■ **Description of the task**
Reproduce the material in full, unchanged.

■ **Given information**
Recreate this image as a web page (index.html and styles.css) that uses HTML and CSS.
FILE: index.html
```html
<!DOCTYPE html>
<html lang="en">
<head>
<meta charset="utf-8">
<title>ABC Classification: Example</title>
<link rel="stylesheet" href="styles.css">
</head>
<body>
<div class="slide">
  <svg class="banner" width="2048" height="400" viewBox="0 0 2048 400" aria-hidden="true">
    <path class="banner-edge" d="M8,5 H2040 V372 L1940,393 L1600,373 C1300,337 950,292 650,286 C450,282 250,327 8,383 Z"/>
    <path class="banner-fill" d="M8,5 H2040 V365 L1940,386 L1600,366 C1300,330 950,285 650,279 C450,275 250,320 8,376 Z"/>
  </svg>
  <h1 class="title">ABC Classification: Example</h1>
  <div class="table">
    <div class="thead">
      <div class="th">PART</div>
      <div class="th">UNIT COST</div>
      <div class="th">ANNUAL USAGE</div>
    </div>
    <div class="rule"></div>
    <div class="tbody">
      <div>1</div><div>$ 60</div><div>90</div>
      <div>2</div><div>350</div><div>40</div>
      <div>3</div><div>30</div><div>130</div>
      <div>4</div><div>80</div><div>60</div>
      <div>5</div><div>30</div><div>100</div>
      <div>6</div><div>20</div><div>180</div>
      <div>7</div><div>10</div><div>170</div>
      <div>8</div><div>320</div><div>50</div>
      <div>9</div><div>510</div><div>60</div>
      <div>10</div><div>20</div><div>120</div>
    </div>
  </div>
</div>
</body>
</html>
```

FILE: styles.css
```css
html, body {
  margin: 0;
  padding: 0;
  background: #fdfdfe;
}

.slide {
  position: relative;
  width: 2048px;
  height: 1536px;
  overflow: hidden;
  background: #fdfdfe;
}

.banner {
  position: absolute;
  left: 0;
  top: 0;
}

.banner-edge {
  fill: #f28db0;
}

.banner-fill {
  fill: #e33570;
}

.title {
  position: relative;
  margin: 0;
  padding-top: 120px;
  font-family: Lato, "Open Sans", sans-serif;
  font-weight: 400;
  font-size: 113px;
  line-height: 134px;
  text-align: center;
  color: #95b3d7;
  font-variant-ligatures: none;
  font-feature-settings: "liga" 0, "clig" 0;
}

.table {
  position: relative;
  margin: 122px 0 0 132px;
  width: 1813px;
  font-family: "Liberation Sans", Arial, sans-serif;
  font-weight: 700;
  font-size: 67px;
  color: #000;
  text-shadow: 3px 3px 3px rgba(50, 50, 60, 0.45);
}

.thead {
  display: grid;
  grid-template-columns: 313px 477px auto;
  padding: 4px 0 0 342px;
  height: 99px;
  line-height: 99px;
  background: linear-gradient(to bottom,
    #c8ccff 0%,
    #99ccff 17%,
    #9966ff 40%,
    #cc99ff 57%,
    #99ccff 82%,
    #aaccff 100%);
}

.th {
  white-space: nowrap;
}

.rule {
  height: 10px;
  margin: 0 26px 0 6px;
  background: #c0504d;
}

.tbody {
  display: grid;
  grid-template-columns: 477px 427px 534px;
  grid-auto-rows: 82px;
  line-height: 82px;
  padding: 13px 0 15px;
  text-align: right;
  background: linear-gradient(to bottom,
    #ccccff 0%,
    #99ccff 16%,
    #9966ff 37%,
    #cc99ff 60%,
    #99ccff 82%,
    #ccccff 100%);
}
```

■ **Solution below**
Recreate this image as a web page (index.html and styles.css) that uses HTML and CSS.
FILE: index.html
```html
<!DOCTYPE html>
<html lang="en">
<head>
<meta charset="utf-8">
<title>ABC Classification: Example</title>
<link rel="stylesheet" href="styles.css">
</head>
<body>
<div class="slide">
  <svg class="banner" width="2048" height="400" viewBox="0 0 2048 400" aria-hidden="true">
    <path class="banner-edge" d="M8,5 H2040 V372 L1940,393 L1600,373 C1300,337 950,292 650,286 C450,282 250,327 8,383 Z"/>
    <path class="banner-fill" d="M8,5 H2040 V365 L1940,386 L1600,366 C1300,330 950,285 650,279 C450,275 250,320 8,376 Z"/>
  </svg>
  <h1 class="title">ABC Classification: Example</h1>
  <div class="table">
    <div class="thead">
      <div class="th">PART</div>
      <div class="th">UNIT COST</div>
      <div class="th">ANNUAL USAGE</div>
    </div>
    <div class="rule"></div>
    <div class="tbody">
      <div>1</div><div>$ 60</div><div>90</div>
      <div>2</div><div>350</div><div>40</div>
      <div>3</div><div>30</div><div>130</div>
      <div>4</div><div>80</div><div>60</div>
      <div>5</div><div>30</div><div>100</div>
      <div>6</div><div>20</div><div>180</div>
      <div>7</div><div>10</div><div>170</div>
      <div>8</div><div>320</div><div>50</div>
      <div>9</div><div>510</div><div>60</div>
      <div>10</div><div>20</div><div>120</div>
    </div>
  </div>
</div>
</body>
</html>
```

FILE: styles.css
```css
html, body {
  margin: 0;
  padding: 0;
  background: #fdfdfe;
}

.slide {
  position: relative;
  width: 2048px;
  height: 1536px;
  overflow: hidden;
  background: #fdfdfe;
}

.banner {
  position: absolute;
  left: 0;
  top: 0;
}

.banner-edge {
  fill: #f28db0;
}

.banner-fill {
  fill: #e33570;
}

.title {
  position: relative;
  margin: 0;
  padding-top: 120px;
  font-family: Lato, "Open Sans", sans-serif;
  font-weight: 400;
  font-size: 113px;
  line-height: 134px;
  text-align: center;
  color: #95b3d7;
  font-variant-ligatures: none;
  font-feature-settings: "liga" 0, "clig" 0;
}

.table {
  position: relative;
  margin: 122px 0 0 132px;
  width: 1813px;
  font-family: "Liberation Sans", Arial, sans-serif;
  font-weight: 700;
  font-size: 67px;
  color: #000;
  text-shadow: 3px 3px 3px rgba(50, 50, 60, 0.45);
}

.thead {
  display: grid;
  grid-template-columns: 313px 477px auto;
  padding: 4px 0 0 342px;
  height: 99px;
  line-height: 99px;
  background: linear-gradient(to bottom,
    #c8ccff 0%,
    #99ccff 17%,
    #9966ff 40%,
    #cc99ff 57%,
    #99ccff 82%,
    #aaccff 100%);
}

.th {
  white-space: nowrap;
}

.rule {
  height: 10px;
  margin: 0 26px 0 6px;
  background: #c0504d;
}

.tbody {
  display: grid;
  grid-template-columns: 477px 427px 534px;
  grid-auto-rows: 82px;
  line-height: 82px;
  padding: 13px 0 15px;
  text-align: right;
  background: linear-gradient(to bottom,
    #ccccff 0%,
    #99ccff 16%,
    #9966ff 37%,
    #cc99ff 60%,
    #99ccff 82%,
    #ccccff 100%);
}
```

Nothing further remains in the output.